Enhanced Safeguards for Rule 11 Sanctions: Caranchini v. Nationstar Mortgage, LLC

Enhanced Safeguards for Rule 11 Sanctions: Caranchini v. Nationstar Mortgage, LLC

Introduction

The case of Gwen G. Caranchini v. Nationstar Mortgage, LLC, adjudicated by the United States Court of Appeals for the Eighth Circuit on April 3, 2024, addresses critical aspects of Rule 11 of the Federal Rules of Civil Procedure, specifically concerning the imposition of sanctions on attorneys for filing frivolous claims. This commentary delves into the background of the case, the court's decision, and its broader implications for legal practice.

Summary of the Judgment

In this appeal, Attorney Gregory Leyh and his law firm were sanctioned by the district court under Missouri Supreme Court Rule 55.03 and Federal Rule of Civil Procedure 11 for filing claims deemed frivolous. Leyh contested the sanctions, arguing procedural inadequacies, notably that the party initiating sanctions failed to adhere to the safe harbor provision of Rule 11(c)(2). The Eighth Circuit Court of Appeals found merit in Leyh's arguments, determining that sanctions were improperly imposed due to non-compliance with the safe harbor requirements. Consequently, the appellate court reversed the district court's decision and remanded the case for further proceedings.

Analysis

Precedents Cited

The court referenced several pivotal cases to establish the equivalence and interpretative guidance between Missouri's Rule 55.03 and the federal Rule 11:

  • Hatch v. TIG Insurance Co., 301 F.3d 915 (8th Cir. 2002) – Confirmed that Missouri's Rule 55.03 aligns closely with Federal Rule 11.
  • Dillard Dep't Stores, Inc. v. Muegler, 775 S.W.2d 179 (Mo.Ct.App. 1989) – Emphasized the applicability of federal interpretations of Rule 11 to Missouri's equivalent rule.
  • State ex rel. Accurate Constr. Co. v. Quillen, 809 S.W.2d 437 (Mo.Ct.App. 1991) – Highlighted the persuasive nature of federal Rule 11 decisions in interpreting Missouri's Rule 55.03.
  • Star Mark Management, Inc. v. Koon Chun Hing Kee Soy & Sauce Factory, Ltd., 682 F.3d 170 (2d Cir. 2012) – Stressed the strict procedural adherence required by the safe harbor provision.
  • Penn, LLC v. Prosper Bus. Dev. Corp., 773 F.3d 764 (6th Cir. 2014) – Clarified the nature of informal notices and their insufficiency as official notices under Rule 11.
  • GORDON v. UNIFUND CCR PARTNERS, 345 F.3d 1028 (8th Cir. 2003) – Reinforced the necessity of unambiguous official notice in sanctions proceedings.

Legal Reasoning

The court meticulously examined whether the district court adhered to the procedural mandates of Rule 11, particularly the safe harbor provision under Rule 11(c)(2). This provision is designed to encourage parties to self-correct their filings within 21 days of receiving a notice of potential Rule 11 violations, thereby avoiding the need for sanctions.

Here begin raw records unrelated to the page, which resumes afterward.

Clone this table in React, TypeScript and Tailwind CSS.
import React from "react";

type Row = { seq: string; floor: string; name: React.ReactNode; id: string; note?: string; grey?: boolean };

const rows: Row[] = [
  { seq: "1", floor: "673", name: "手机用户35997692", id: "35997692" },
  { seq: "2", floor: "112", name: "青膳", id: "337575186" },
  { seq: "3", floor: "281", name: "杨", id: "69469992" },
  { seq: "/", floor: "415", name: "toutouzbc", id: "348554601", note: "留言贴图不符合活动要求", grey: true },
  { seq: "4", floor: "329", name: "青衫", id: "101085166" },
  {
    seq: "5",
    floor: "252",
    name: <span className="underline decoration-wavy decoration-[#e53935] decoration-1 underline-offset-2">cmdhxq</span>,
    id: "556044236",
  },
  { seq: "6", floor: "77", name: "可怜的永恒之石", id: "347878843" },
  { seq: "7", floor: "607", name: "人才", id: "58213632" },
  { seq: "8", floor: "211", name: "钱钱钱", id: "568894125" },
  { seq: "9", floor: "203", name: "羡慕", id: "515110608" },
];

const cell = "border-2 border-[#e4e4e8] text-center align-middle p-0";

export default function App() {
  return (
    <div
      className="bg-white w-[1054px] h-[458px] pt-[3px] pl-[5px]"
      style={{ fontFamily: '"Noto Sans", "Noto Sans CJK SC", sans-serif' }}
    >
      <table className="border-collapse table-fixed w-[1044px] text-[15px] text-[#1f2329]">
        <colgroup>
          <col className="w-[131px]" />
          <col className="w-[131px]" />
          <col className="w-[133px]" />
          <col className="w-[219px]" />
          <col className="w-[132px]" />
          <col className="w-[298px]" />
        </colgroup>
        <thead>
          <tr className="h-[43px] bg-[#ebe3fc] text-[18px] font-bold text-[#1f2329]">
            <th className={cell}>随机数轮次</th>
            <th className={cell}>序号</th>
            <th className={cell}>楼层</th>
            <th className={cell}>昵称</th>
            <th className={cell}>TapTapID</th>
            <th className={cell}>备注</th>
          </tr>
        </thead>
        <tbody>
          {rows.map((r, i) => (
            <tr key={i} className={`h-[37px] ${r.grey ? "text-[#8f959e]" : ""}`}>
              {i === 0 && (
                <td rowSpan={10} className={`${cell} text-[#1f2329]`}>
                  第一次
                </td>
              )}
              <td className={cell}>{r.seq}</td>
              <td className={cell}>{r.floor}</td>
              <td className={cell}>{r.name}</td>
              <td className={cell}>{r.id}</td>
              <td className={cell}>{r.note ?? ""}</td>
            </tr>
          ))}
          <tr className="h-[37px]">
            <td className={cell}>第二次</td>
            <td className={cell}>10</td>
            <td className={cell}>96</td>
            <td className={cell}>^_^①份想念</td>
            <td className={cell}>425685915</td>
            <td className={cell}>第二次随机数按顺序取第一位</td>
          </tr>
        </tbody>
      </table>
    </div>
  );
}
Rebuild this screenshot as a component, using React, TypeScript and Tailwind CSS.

In this case, the Appellee, Martin Leigh, P.C., initiated the sanctions process 45 days after the dismissal of Caranchini's claims, thereby exceeding the 21-day window stipulated by Rule 11(c)(2). The court found that Martin Leigh failed to provide Leyh with the opportunity to amend or withdraw the challenged filings within the safe harbor period. The district court's reliance on speculative assumptions about Leyh's potential actions did not mitigate the procedural shortcomings in the sanctions process.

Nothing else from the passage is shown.